WRITTEN PROBLEM: Find how many lines contain "Clone" and state only that number.

RAW RECORDS:
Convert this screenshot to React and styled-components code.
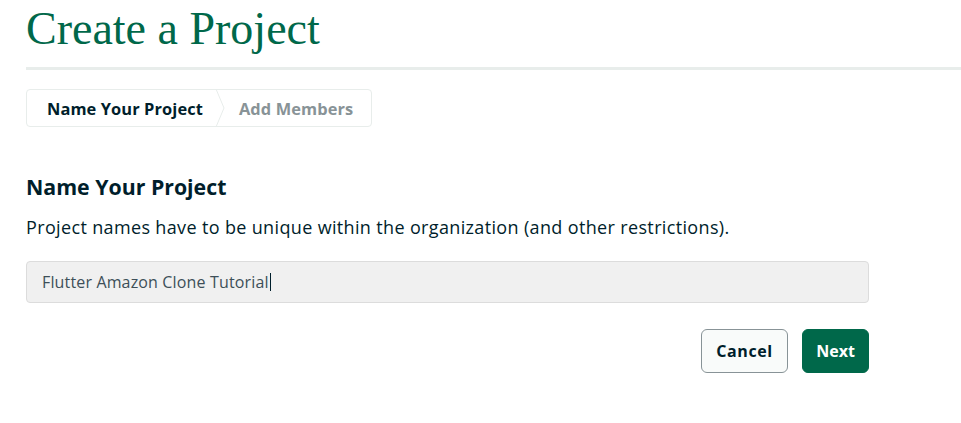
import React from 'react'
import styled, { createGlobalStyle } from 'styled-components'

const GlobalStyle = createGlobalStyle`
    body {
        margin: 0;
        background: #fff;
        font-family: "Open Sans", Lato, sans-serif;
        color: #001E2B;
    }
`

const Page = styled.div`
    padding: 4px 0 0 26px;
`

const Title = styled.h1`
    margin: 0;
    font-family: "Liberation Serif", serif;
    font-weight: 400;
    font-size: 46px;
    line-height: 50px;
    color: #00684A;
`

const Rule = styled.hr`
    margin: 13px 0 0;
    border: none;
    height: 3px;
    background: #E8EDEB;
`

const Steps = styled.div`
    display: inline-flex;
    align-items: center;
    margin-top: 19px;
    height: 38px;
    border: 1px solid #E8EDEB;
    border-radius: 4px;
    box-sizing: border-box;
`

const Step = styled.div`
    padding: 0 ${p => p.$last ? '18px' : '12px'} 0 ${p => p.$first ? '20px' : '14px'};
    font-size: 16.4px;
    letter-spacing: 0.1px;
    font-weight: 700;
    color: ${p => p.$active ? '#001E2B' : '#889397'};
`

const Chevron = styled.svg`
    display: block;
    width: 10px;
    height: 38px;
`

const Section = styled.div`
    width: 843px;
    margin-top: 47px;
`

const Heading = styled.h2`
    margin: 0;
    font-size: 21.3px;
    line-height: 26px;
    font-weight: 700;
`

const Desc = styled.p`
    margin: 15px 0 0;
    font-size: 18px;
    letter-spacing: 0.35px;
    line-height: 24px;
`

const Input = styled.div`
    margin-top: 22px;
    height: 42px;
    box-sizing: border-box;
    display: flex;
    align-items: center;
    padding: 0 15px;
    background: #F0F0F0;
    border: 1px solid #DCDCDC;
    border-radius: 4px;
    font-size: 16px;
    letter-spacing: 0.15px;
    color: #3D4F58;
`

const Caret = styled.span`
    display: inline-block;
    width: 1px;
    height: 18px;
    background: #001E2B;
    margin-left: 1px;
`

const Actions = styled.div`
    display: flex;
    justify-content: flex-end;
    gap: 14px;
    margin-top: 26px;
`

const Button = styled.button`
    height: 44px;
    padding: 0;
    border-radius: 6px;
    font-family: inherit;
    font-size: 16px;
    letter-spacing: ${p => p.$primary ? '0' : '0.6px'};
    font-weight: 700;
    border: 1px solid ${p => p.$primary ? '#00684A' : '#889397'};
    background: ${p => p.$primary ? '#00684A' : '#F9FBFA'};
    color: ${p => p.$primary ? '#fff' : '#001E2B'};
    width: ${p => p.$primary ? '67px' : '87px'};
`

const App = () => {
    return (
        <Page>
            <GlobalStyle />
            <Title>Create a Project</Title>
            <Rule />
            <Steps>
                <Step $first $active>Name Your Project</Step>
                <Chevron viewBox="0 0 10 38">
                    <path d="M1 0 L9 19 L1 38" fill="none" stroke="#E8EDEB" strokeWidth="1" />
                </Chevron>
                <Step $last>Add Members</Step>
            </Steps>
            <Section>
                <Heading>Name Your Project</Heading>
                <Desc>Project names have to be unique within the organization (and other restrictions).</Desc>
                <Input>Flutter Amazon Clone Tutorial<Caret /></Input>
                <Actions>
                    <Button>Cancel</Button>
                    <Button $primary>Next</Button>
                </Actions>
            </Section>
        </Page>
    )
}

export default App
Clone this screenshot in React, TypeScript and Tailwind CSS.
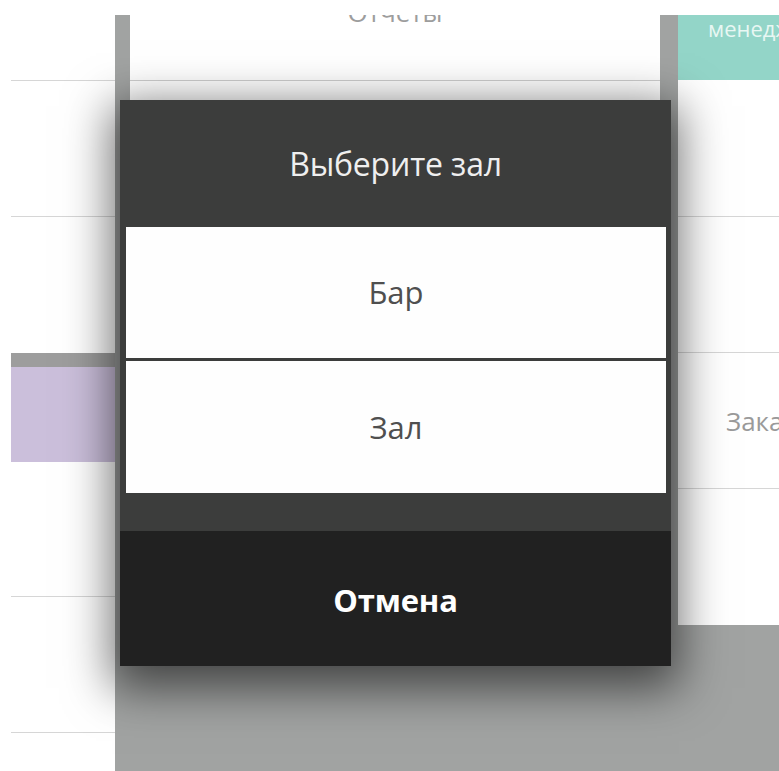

EXERCISE SOLUTION: 2